To paraphrase The West Wing’s Ainsley Hayes, I am horrified there was ever reason to think I wasn’t equal. However, this is yet another legislative gay-bashing we’ve experienced in Tennessee; earlier this year, the state legislature passed bans on drag shows and trans healthcare for minors. I reported for The Independent on the material and psychological ramifications the drag ban was having before it even went into effect. And do not even get me started on the treatment of the Tennessee Three.

Living in Tennessee is a paradox. On the one hand, there are elected officials at every level of government trying to dehumanize, degrade, and deny you basic civil rights and liberties. On the other, there are the many wonderful people who don’t give a damn you’re gay. Unfortunately, many of them also don’t give a damn that their elected officials are oppressing you for it.
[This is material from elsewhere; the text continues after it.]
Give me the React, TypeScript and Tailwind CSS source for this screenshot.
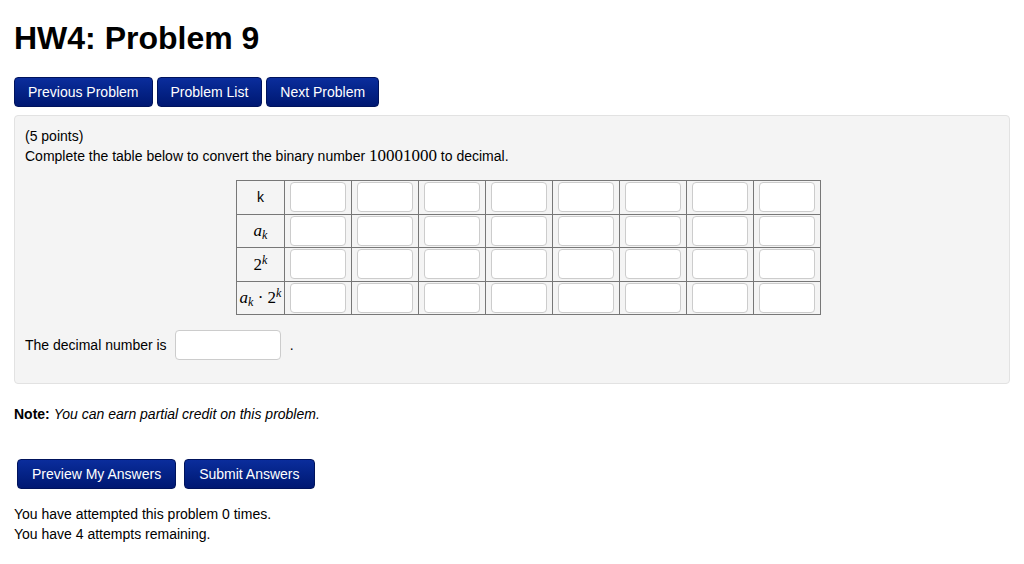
import React from "react";

const navButton =
  "h-[30px] rounded-[4px] border border-[#00135c] bg-gradient-to-b from-[#0b2d9c] to-[#001872] px-[13px] text-[14px] leading-none text-white";

function AnswerBox({ className = "" }: { className?: string }) {
  return (
    <input
      type="text"
      className={`h-[30px] rounded-[4px] border border-[#cccccc] bg-white outline-none ${className}`}
    />
  );
}

const rowLabels: React.ReactNode[] = [
  <span className="font-['Liberation_Sans',sans-serif] text-[14px]">k</span>,
  <span className="font-['Liberation_Serif',serif] text-[17px] italic">
    a<sub className="text-[12px]">k</sub>
  </span>,
  <span className="font-['Liberation_Serif',serif] text-[17px]">
    2<sup className="text-[12px] italic">k</sup>
  </span>,
  <span className="font-['Liberation_Serif',serif] text-[17px] whitespace-nowrap">
    <i>a</i>
    <sub className="text-[12px] italic">k</sub> · 2<sup className="text-[12px] italic">k</sup>
  </span>,
];

export default function App() {
  const columns = Array.from({ length: 8 }, (_, i) => i);

  return (
    <div className="min-h-[564px] bg-white px-[14px] font-['Liberation_Sans',Arial,sans-serif] text-[14px] text-black">
      <h1 className="pt-[19px] text-[32px] font-bold leading-[38px]">HW4: Problem 9</h1>

      <div className="mt-[20px] flex gap-[4px]">
        <button className={navButton}>Previous Problem</button>
        <button className={navButton}>Problem List</button>
        <button className={navButton}>Next Problem</button>
      </div>

      {/* Problem panel */}
      <div className="mt-[8px] rounded-[4px] border border-[#e2e2e2] bg-[#f4f4f4] px-[10px] pb-[23px] pt-[10px]">
        <p className="leading-[20px]">(5 points)</p>
        <p className="leading-[20px]">
          Complete the table below to convert the binary number{" "}
          <span className="font-['Liberation_Serif',serif] text-[17px]">10001000</span> to decimal.
        </p>

        <table className="ml-[211px] mt-[14px] w-[585px] table-fixed border-collapse border border-[#444]">
          <tbody>
            {rowLabels.map((label, r) => (
              <tr key={r} className="h-[33.5px]">
                <td className="w-[48px] border border-[#777] p-0 text-center leading-none">{label}</td>
                {columns.map((c) => (
                  <td key={c} className="border border-[#777] px-[5px] py-[1px]">
                    <AnswerBox className="block w-[56px]" />
                  </td>
                ))}
              </tr>
            ))}
          </tbody>
        </table>

        <div className="mt-[15px] flex items-center">
          <span>The decimal number is</span>
          <AnswerBox className="ml-[8px] w-[106px]" />
          <span className="ml-[9px]">.</span>
        </div>
      </div>

      <p className="mt-[20px] leading-[20px]">
        <b>Note:</b> <i>You can earn partial credit on this problem.</i>
      </p>

      <div className="ml-[3px] mt-[35px] flex gap-[8px]">
        <button className={`${navButton} px-[14px]`}>Preview My Answers</button>
        <button className={`${navButton} px-[14px]`}>Submit Answers</button>
      </div>

      <div className="mt-[15px] leading-[20px]">
        <p>You have attempted this problem 0 times.</p>
        <p>You have 4 attempts remaining.</p>
      </div>
    </div>
  );
}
It gives me whiplash, and a lot of us in the state are feeling at our wit’s end. You think having a Speaker of the House who thinks gay sex should be a crime, or sits on a board that says monkeypox is a punishment for it, is bad? Try living in a state run by nothing but Mike Johnsons.

Tennessee is not alone. Local communities across America are facing reactionary attempts to ban LGBT+ books; more than half of the books people attempted to ban in 2022 feature LGBT+ themes. Last year, a library in Jamestown, Michigan, was actually defunded because it would not censor LGBT+ books.

Things aren’t any better at the state level. Florida has become so hostile to LGBT+ people that many of its queer residents are fleeing. In Ohio, where voters overwhelmingly passed an amendment to the state’s constitution protecting abortion rights, Republican legislators are attempting to usurp the authority of the courts so that they may interpret the law, which is really just Republican for “ignore the law.”

As a child growing up out of state, Tennessee was my happy place, a place where I was surrounded by family and community. Now, it’s the place I worry I’ll be thrown in jail for kissing my boyfriend goodbye. (If I had a boyfriend, that is. Great, now it’s also the state that reminds me I’m too single to be oppressed by its homophobia.)

How did it come to this? I have not met a single anti-gay person since I moved here in 2019. Sure, the old man down the hall from me would probably cringe if he saw me making out with a man, but he’d soon get over it. Because he is kind and good and wants everyone to be happy, something he told me so himself. He just doesn’t want to walk into the hall and see Queer as Folk on his doorstep.

Ordinances about public decency aren’t necessarily the problem. It is that one group – homosexuals (using Murfreesboro’s archaic language) – were specifically included in that definition. “Homosexuality” is not a behavior to be regulated by law. It is an immutable trait core to the identity of an individual.

Tennesseans are not nasty people. But there is a nasty minority who, because of gerrymandering and voters’ lack of information, are able to govern us.

States are the laboratories of democracy. They are also the laboratories of democratic decay. We in Tennessee – not just LGBT+ people, but all of us – need the country to pay attention. We need the national media to keep their eyes on us. We need everybody to sound the alarm.

The ACLU and BoroPride, which organizes the pride festival in Murfreesboro, did that when they sued in federal court. But they can’t do it on their own. We must not for a second, let alone four months, let it be illegal to be gay.